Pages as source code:
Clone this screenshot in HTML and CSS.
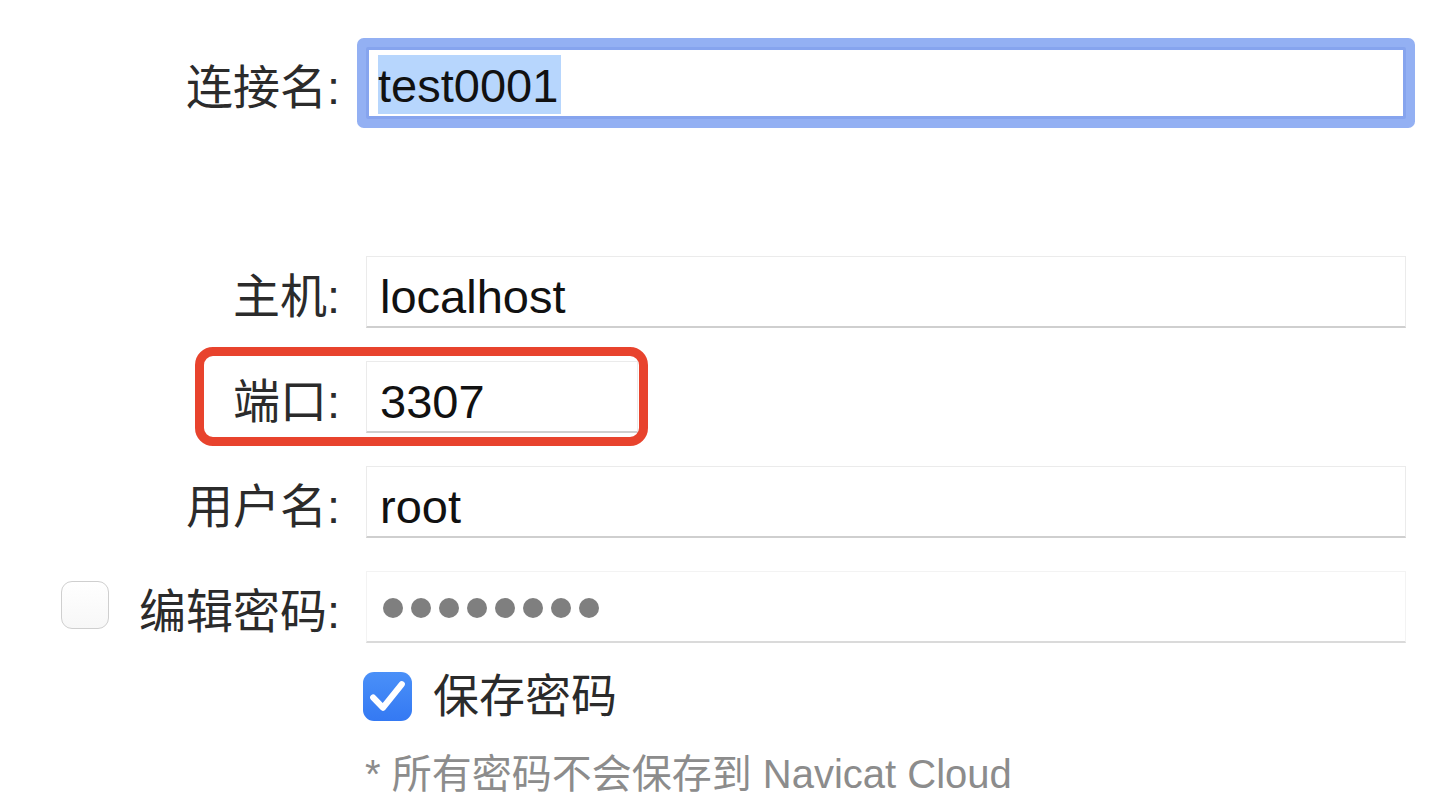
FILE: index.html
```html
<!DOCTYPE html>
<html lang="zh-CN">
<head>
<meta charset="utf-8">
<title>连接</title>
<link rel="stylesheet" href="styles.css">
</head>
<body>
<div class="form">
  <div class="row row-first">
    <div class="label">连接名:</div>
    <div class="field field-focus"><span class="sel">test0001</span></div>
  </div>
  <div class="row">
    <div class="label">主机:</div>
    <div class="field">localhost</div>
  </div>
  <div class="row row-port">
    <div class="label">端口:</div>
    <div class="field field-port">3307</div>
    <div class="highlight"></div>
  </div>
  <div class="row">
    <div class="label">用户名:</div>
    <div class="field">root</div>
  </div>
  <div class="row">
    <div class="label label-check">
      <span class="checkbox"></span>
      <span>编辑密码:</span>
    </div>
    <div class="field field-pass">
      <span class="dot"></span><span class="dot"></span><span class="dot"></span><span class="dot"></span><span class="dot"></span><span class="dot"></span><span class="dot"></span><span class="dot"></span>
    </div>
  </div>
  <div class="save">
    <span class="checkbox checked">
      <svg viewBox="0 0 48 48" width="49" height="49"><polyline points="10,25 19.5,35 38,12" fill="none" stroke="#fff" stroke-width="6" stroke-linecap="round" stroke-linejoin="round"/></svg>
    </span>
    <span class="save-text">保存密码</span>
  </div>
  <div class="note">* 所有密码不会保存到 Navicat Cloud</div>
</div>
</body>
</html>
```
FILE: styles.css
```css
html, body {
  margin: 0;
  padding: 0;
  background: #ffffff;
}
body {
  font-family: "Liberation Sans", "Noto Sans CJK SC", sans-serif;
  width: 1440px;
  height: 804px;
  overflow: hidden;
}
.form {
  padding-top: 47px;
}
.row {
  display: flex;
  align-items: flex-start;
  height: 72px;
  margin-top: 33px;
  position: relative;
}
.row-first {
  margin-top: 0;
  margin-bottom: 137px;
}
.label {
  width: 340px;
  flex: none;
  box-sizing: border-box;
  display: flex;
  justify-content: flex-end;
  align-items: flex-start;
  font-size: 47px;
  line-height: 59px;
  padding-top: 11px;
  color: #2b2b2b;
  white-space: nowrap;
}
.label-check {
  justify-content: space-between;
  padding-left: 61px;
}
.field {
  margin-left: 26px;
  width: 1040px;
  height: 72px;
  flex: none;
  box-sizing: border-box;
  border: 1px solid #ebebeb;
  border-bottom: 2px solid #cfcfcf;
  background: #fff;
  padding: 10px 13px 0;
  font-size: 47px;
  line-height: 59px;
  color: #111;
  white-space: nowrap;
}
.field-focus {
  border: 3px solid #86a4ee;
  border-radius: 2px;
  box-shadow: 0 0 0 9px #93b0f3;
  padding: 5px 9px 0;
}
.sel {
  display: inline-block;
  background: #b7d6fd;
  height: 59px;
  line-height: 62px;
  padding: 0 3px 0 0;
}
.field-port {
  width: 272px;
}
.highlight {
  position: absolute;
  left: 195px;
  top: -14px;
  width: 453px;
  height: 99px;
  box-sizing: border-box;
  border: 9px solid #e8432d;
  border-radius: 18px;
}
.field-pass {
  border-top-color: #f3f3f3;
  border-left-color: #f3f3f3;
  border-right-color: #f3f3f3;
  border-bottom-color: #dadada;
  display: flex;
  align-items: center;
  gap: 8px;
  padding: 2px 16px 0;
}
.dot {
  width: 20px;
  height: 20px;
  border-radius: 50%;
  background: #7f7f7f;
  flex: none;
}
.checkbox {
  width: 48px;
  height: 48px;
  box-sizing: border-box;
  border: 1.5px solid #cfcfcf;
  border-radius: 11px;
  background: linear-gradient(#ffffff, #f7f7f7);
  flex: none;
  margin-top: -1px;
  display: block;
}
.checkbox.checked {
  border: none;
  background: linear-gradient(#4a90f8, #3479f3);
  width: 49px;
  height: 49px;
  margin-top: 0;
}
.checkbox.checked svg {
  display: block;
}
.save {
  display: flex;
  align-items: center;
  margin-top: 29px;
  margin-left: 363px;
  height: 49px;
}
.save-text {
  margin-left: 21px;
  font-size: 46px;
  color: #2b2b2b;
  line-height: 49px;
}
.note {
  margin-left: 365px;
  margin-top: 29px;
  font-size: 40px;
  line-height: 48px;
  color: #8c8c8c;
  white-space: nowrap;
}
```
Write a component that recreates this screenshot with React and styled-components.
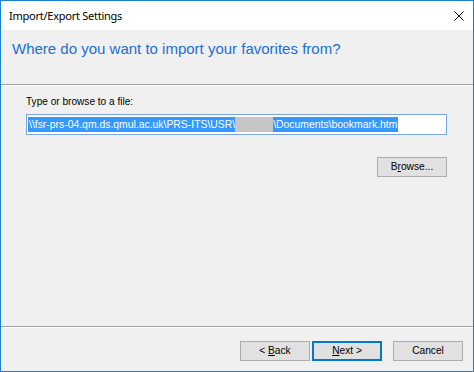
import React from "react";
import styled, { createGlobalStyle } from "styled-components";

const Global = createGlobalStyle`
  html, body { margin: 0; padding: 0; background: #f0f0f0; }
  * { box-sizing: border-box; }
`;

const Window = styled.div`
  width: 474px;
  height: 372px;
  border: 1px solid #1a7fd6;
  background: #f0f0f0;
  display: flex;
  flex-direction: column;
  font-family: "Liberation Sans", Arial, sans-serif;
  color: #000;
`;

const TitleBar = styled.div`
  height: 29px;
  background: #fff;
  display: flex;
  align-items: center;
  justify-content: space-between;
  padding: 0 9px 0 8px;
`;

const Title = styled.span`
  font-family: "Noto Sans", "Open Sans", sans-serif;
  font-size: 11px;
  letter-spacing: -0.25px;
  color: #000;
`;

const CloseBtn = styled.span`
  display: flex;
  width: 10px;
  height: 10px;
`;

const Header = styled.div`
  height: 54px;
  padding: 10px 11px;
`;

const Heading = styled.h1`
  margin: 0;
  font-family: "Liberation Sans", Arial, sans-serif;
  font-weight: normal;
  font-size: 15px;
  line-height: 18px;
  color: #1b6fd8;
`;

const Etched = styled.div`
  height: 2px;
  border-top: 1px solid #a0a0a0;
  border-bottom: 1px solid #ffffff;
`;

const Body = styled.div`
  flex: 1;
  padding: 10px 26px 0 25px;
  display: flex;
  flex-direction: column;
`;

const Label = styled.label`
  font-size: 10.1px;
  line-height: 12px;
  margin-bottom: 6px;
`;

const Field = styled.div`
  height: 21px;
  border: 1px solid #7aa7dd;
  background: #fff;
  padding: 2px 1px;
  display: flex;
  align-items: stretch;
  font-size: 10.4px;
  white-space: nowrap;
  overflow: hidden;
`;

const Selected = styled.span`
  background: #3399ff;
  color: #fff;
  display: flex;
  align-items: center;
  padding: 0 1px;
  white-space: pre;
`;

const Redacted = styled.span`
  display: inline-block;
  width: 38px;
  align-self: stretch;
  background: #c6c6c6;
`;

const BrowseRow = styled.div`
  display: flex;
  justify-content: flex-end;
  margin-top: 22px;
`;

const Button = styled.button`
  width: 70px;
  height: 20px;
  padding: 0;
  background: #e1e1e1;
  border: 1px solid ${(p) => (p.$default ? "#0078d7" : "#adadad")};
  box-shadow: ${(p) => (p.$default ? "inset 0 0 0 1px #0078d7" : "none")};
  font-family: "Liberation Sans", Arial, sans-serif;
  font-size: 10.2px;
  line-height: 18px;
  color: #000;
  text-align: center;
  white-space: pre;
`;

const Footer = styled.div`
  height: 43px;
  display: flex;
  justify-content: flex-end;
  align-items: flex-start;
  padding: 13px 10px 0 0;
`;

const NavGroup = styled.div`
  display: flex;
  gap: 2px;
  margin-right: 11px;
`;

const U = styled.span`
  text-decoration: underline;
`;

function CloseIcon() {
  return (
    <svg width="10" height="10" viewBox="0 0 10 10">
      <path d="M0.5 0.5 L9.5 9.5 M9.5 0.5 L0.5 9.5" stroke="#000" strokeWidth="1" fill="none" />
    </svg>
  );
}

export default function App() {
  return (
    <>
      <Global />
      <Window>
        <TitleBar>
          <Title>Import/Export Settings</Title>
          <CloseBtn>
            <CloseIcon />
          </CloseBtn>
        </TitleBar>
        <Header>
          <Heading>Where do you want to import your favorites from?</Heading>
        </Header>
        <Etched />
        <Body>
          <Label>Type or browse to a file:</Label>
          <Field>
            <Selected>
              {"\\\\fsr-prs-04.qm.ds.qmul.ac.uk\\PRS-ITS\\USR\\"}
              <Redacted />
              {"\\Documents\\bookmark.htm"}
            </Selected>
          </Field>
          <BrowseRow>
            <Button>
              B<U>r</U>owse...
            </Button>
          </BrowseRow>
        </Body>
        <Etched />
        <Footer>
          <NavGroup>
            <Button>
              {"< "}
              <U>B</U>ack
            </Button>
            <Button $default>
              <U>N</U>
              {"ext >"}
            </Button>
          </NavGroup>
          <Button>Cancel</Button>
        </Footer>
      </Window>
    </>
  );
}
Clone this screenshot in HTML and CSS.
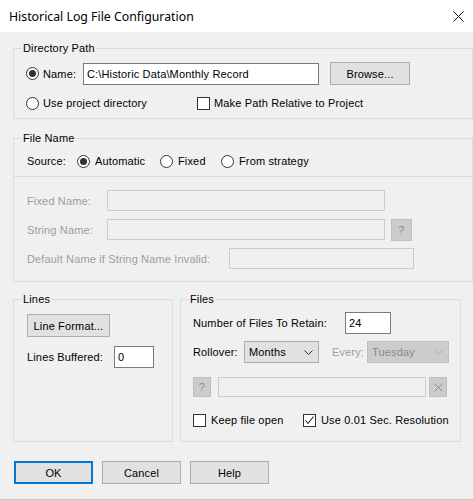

* TASK TO COMPLETE
Of the lines in the data, how many contain the word "components"? Provide the number and nothing further.

* EXERCISE ANSWER
2